INFORMATION SUPPLIED ->

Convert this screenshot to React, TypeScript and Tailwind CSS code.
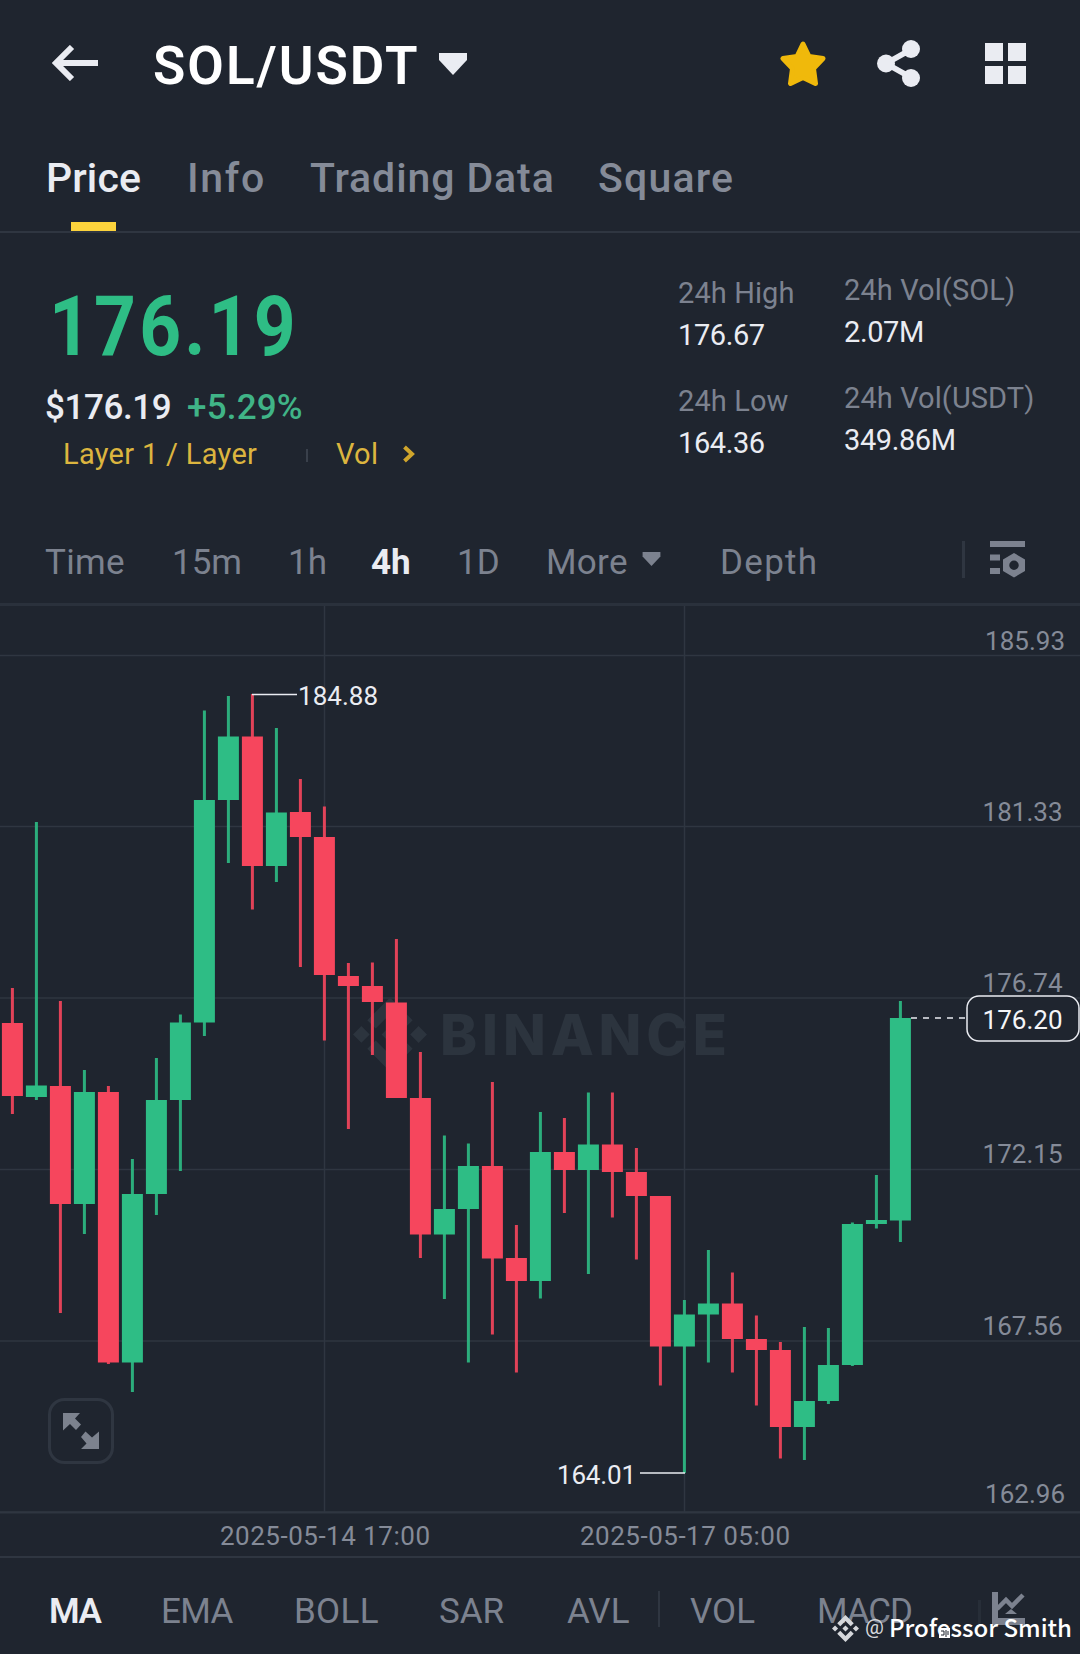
import { useState } from 'react';
import { SiBinance } from 'react-icons/si';

const GREEN = '#2ebd85';
const RED = '#f6465d';
const GRID = '#2f3641';
const MUTED = '#858b98';

const tabs = [
    { label: 'Price', width: 'w-[141px] tracking-[0.1px]' },
    { label: 'Info', width: 'w-[123px] tracking-[1.7px]' },
    { label: 'Trading Data', width: 'w-[288px] tracking-[0.9px]' },
    { label: 'Square', width: 'w-[160px] tracking-[1.2px]' },
];

const stats = [
    [
        { label: '24h High', value: '176.67' },
        { label: '24h Low', value: '164.36' },
    ],
    [
        { label: '24h Vol(SOL)', value: '2.07M' },
        { label: '24h Vol(USDT)', value: '349.86M' },
    ],
];

const periods = [
    { label: 'Time', width: 'w-[127px] tracking-[0.3px]' },
    { label: '15m', width: 'w-[116px]' },
    { label: '1h', width: 'w-[83px]' },
    { label: '4h', width: 'w-[86px]' },
    { label: '1D', width: 'w-[89px]' },
    { label: 'More', width: 'w-[174px] tracking-[0.3px]', caret: true },
    { label: 'Depth', width: 'w-[242px] tracking-[1.3px]' },
];

const mainIndicators = [
    { label: 'MA', width: 'w-[112px] tracking-[-1.5px]' },
    { label: 'EMA', width: 'w-[133px] tracking-[-0.6px]' },
    { label: 'BOLL', width: 'w-[145px] tracking-[0.3px]' },
    { label: 'SAR', width: 'w-[128px]' },
    { label: 'AVL', width: 'w-[91px]' },
];

const subIndicators = [
    { label: 'VOL', width: 'w-[127px]' },
    { label: 'MACD', width: 'w-[161px] tracking-[-1.1px]' },
];

// [up, high, bodyTop, bodyBottom, low] in chart units
const candles: [boolean, number, number, number, number][] = [
    [false, 988, 1023, 1096, 1114],
    [true, 822, 1085.5, 1097, 1100],
    [false, 1001, 1086, 1204, 1313],
    [true, 1070, 1092, 1204, 1234],
    [false, 1086, 1092, 1362.5, 1364],
    [true, 1159, 1194, 1362.5, 1392],
    [true, 1058, 1100, 1194, 1215],
    [true, 1014.5, 1022.5, 1100, 1171],
    [true, 710.5, 800, 1022.5, 1036],
    [true, 696, 736.5, 800, 863],
    [false, 694, 736.5, 866, 909.5],
    [true, 728, 812.5, 866, 882],
    [false, 779, 812, 837, 967],
    [false, 806.5, 837, 975, 1040.5],
    [false, 963, 976, 986, 1129],
    [false, 962.5, 986, 1002, 1055],
    [false, 939, 1002.5, 1098, 1098],
    [false, 1052, 1098, 1234.5, 1258],
    [true, 1135.5, 1209, 1234.5, 1299],
    [true, 1143.5, 1166, 1209, 1362.5],
    [false, 1082, 1166, 1258.5, 1334.5],
    [false, 1225, 1258, 1281, 1372.5],
    [true, 1112, 1152, 1281, 1298.5],
    [false, 1118, 1152, 1170, 1213],
    [true, 1092.5, 1144.5, 1170, 1274],
    [false, 1092.5, 1144.5, 1172, 1217.5],
    [false, 1148, 1172, 1196, 1259.5],
    [false, 1196, 1196, 1346.5, 1385.5],
    [true, 1300, 1314.5, 1346.5, 1473],
    [true, 1250, 1303.5, 1314.5, 1362.5],
    [false, 1272.5, 1303.5, 1339, 1372.5],
    [false, 1315.5, 1339, 1350, 1405.5],
    [false, 1342, 1350, 1427, 1458.5],
    [true, 1327, 1401, 1427, 1460],
    [true, 1328, 1365, 1401, 1404],
    [true, 1222.5, 1224, 1365, 1366],
    [true, 1175, 1220, 1224, 1228.5],
    [true, 1001, 1018, 1220.5, 1242],
];

const priceTicks = [
    { line: 655.5, label: '185.93', x: 985, y: 650 },
    { line: 826.5, label: '181.33', x: 982.5, y: 821 },
    { line: 998, label: '176.74', x: 982.5, y: 992 },
    { line: 1169.5, label: '172.15', x: 982.5, y: 1163 },
    { line: 1341, label: '167.56', x: 982.5, y: 1334.5 },
    { line: 1512, label: '162.96', x: 985, y: 1503 },
];

const Caret = ({ className }: { className: string }) => (
    <svg viewBox="0 0 28 22" className={className} fill="currentColor">
        <path d="M0 0H28V7L14 22L0 7Z" />
    </svg>
);

const Header = () => (
    <header className="h-[126px] flex items-center text-[#eaecf2]">
        <svg viewBox="0 0 46 36" className="w-[46px] h-[36px] ml-[52px]" fill="none" stroke="currentColor" strokeWidth="6">
            <path d="M20 2L4 18L20 34M4 18H46" />
        </svg>
        <h1 className="mt-[6px] ml-[55px] w-[286px] text-[53px] font-semibold leading-none tracking-[2px] text-white">SOL/USDT</h1>
        <Caret className="w-[28px] h-[22px] mt-[1px]" />
        <svg viewBox="0 0 46 48" className="w-[46px] h-[48px] ml-[313px] mt-[2px]" fill="#f0b90b" stroke="#f0b90b" strokeWidth="5" strokeLinejoin="round">
            <path d="M23 4L29 16.5L43 18.5L33.5 28.5L35.5 43.5L23 37.5L10.5 43.5L12.5 28.5L3 18.5L17 16.5Z" />
        </svg>
        <svg viewBox="0 0 43 47" className="w-[43px] h-[47px] ml-[51px]" fill="currentColor">
            <path d="M9 23.5L34 9.5M9 23.5L34 37.5" stroke="currentColor" strokeWidth="5.5" />
            <circle cx="9" cy="23.5" r="9" />
            <circle cx="34" cy="9" r="9" />
            <circle cx="34" cy="38" r="9" />
        </svg>
        <div className="ml-[65px] grid grid-cols-2 gap-[5px]">
            {[0, 1, 2, 3].map((i) => (
                <span key={i} className="w-[18px] h-[18px] bg-[#eaecf2]" />
            ))}
        </div>
    </header>
);

const Ticker = () => (
    <section className="h-[288px] flex">
        <div className="w-[678px] pt-[49px]">
            <div className="ml-[49px] origin-left scale-x-[0.88] text-[83px] leading-[90px] font-bold tracking-[3.6px] text-[#2ebd85]">176.19</div>
            <div className="mt-[14px] pl-[45px] flex text-[35px] leading-[44px] font-medium">
                <span className="w-[142px] tracking-[-0.4px] text-[#eaecf2]">$176.19</span>
                <span className="tracking-[0.2px] text-[#40b487]">+5.29%</span>
            </div>
            <div className="mt-[5px] pl-[63px] h-[40px] flex items-center text-[29px] text-[#dcb53f]">
                <span className="w-[243px] tracking-[0.3px]">Layer 1 / Layer</span>
                <span className="w-[2px] h-[13px] bg-[#39404b]" />
                <span className="ml-[28px] w-[67px] tracking-[0.3px]">Vol</span>
                <svg viewBox="0 0 12 18" className="w-[12px] h-[18px] mb-[2px]" fill="none" stroke="#cfa52c" strokeWidth="4">
                    <path d="M1.5 2L9 9L1.5 16" />
                </svg>
            </div>
        </div>
        {stats.map((column, i) => (
            <div key={i} className={`flex flex-col gap-6 ${i === 0 ? 'w-[166px] pt-[39px]' : 'pt-[36px]'}`}>
                {column.map((stat) => (
                    <div key={stat.label} className="text-[29px] leading-[42px]">
                        <div className="whitespace-nowrap tracking-[0.1px] text-[#7c828f]">{stat.label}</div>
                        <div className="text-[#eaecf2] tracking-[-0.4px]">{stat.value}</div>
                    </div>
                ))}
            </div>
        ))}
    </section>
);

const Chart = () => (
    <svg viewBox="0 606 1080 950" className="block w-[1080px] h-[950px]" fontSize="26" fill={MUTED}>
        <g stroke={GRID} strokeWidth="1.5">
            {priceTicks.map((tick) => (
                <line key={tick.label} x1="0" x2="1080" y1={tick.line} y2={tick.line} />
            ))}
            <line x1="324.5" x2="324.5" y1="606" y2="1512" />
            <line x1="684.5" x2="684.5" y1="606" y2="1512" />
        </g>

        <g fill="#2c343e">
            <SiBinance x="353" y="997.5" size={74} color="#2c343e" />
            <text x="440" y="1054.5" fontSize="56" fontWeight="800" fontFamily="Inter, sans-serif" textLength="287">BINANCE</text>
        </g>

        {candles.map(([up, high, top, bottom, low], i) => {
            const cx = 12.4 + i * 24;
            return (
                <g key={i} fill={up ? GREEN : RED}>
                    <rect x={cx - 1.5} y={high} width="3" height={low - high} opacity="0.9" />
                    <rect x={cx - 10.5} y={top} width="21" height={bottom - top} />
                </g>
            );
        })}

        {priceTicks.map((tick) => (
            <text key={tick.label} x={tick.x} y={tick.y} textLength="80">{tick.label}</text>
        ))}

        {/* High / low markers */}
        <g stroke="#eaecf2" strokeWidth="1.5">
            <line x1="252" x2="297" y1="694.5" y2="694.5" />
            <line x1="640" x2="685" y1="1473" y2="1473" />
            <line x1="911" x2="966" y1="1018" y2="1018" strokeDasharray="6 6" />
        </g>
        <g fill="#eaecf2">
            <text x="298" y="705" textLength="80">184.88</text>
            <text x="557" y="1483.5" textLength="79">164.01</text>
        </g>

        <rect x="967" y="996" width="112" height="45" rx="12" fill="#1f252f" stroke="#eaecf2" strokeWidth="1.5" />
        <text x="982.5" y="1028.5" textLength="80" fill="#f4f5f8">176.20</text>

        <line x1="0" x2="1080" y1="1512.5" y2="1512.5" stroke={GRID} strokeWidth="2" />
        <text x="220" y="1544.5" textLength="210">2025-05-14 17:00</text>
        <text x="580" y="1544.5" textLength="210">2025-05-17 05:00</text>

        {/* Fullscreen toggle */}
        <rect x="49.5" y="1399.5" width="63" height="63" rx="15" fill="none" stroke="#2f3641" strokeWidth="3" />
        <g fill="#7c828e">
            <path d="M63 1413H80L75 1418.5L81 1424.5L76 1430L70 1424L63 1430.5Z" />
            <path d="M99 1449H81L86.5 1443.5L81 1437L85.5 1431.5L92 1437.5L99 1431.5Z" />
        </g>
    </svg>
);

const AuthorTag = () => (
    <div className="absolute left-[832px] top-[1605px] flex items-center h-[44px] text-white">
        <SiBinance size={27} color="#d5d7db" className="mt-[2px]" />
        <span className="ml-[6px] w-[24px] text-[21px] text-[#d5d7db] font-[Roboto,sans-serif] leading-none">@</span>
        <span className="text-[24px] font-medium font-['Noto_Sans_CJK_SC',sans-serif] leading-[44px] whitespace-nowrap">Professor Smith</span>
        <svg viewBox="0 0 11 10" className="absolute left-[107px] top-[23px] w-[11px] h-[10px]">
            <path d="M0 0H11V10H0Z" fill="#ffffff" />
            <path d="M2 3H5V7H2M7 2V9M9 3V7" stroke="#1f252f" strokeWidth="1" fill="none" />
        </svg>
    </div>
);

export default function App() {
    const [tab, setTab] = useState('Price');
    const [period, setPeriod] = useState('4h');
    const [indicator, setIndicator] = useState('MA');

    return (
        <div className="relative w-[1080px] h-[1654px] overflow-hidden bg-[#1f252f] font-[Roboto,sans-serif]">
            <Header />

            <nav className="h-[107px] flex pl-[46px] border-b-2 border-[#2f3641] text-[41px] font-medium">
                {tabs.map((t) => (
                    <button
                        key={t.label}
                        onClick={() => setTab(t.label)}
                        className={`relative text-left whitespace-nowrap ${t.width} ${tab === t.label ? 'text-[#eaecf2]' : 'text-[#858b98]'}`}
                    >
                        {t.label}
                        {tab === t.label && <span className="absolute left-[25px] bottom-0 w-[45px] h-[9px] bg-[#fcd33c]" />}
                    </button>
                ))}
            </nav>

            <Ticker />

            <nav className="h-[85px] flex items-center pl-[45px] pt-[2px] border-b-3 border-[#2a313c] text-[35px] text-[#7c828f]">
                {periods.map((p) => (
                    <button
                        key={p.label}
                        onClick={() => setPeriod(p.label)}
                        className={`flex items-center ${p.width} ${period === p.label ? 'font-bold text-[#eaecf2]' : ''}`}
                    >
                        {p.label}
                        {p.caret && <Caret className="w-[19px] h-[14px] ml-[14px] mb-[8px]" />}
                    </button>
                ))}
                <span className="w-[3px] h-[37px] mb-[8px] bg-[#2f3641]" />
                <svg viewBox="0 0 35 37" className="w-[35px] h-[37px] ml-[25px] mb-[8px]" fill="currentColor">
                    <path d="M0 0H35V6H0ZM0 13.5H10V19.5H0ZM0 27H10V33H0Z" />
                    <path fillRule="evenodd" d="M24 12L35 18.5V30L24 36.5L13 30V18.5ZM24 19.5A4.7 4.7 0 1 0 24 29A4.7 4.7 0 1 0 24 19.5Z" />
                </svg>
            </nav>

            <Chart />

            <nav className="h-[98px] pt-[12px] flex items-center pl-[49px] border-t-2 border-[#2f3641] text-[35px] text-[#7c828f]">
                {mainIndicators.map((m) => (
                    <button
                        key={m.label}
                        onClick={() => setIndicator(m.label)}
                        className={`text-left ${m.width} ${indicator === m.label ? 'font-semibold text-[#eaecf2]' : ''}`}
                    >
                        {m.label}
                    </button>
                ))}
                <span className="w-[2px] h-[36px] mb-[6px] mr-[30px] bg-[#2f3641]" />
                {subIndicators.map((m) => (
                    <button key={m.label} className={`text-left ${m.width}`}>{m.label}</button>
                ))}
                <span className="w-[3px] h-[25px] bg-[#272e38]" />
                <svg viewBox="0 0 33 33" className="w-[33px] h-[33px] ml-[11px] mb-[8px]" fill="currentColor">
                    <path d="M0 0H6V26H33V33H0Z" />
                    <path d="M5 17L14 8L20 14L31 3" fill="none" stroke="currentColor" strokeWidth="4.5" />
                    <path d="M13 22L19 17L25 22Z" />
                </svg>
            </nav>

            <AuthorTag />
        </div>
    );
}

TASK PROMPT ->
Go from the first line of the data above to the line containing "const MUTED = '#858b98';" and retype exactly those lines, both included, but none of the pictures.

CORRECT ANSWER ->
Convert this screenshot to React, TypeScript and Tailwind CSS code.
import { useState } from 'react';
import { SiBinance } from 'react-icons/si';

const GREEN = '#2ebd85';
const RED = '#f6465d';
const GRID = '#2f3641';
const MUTED = '#858b98';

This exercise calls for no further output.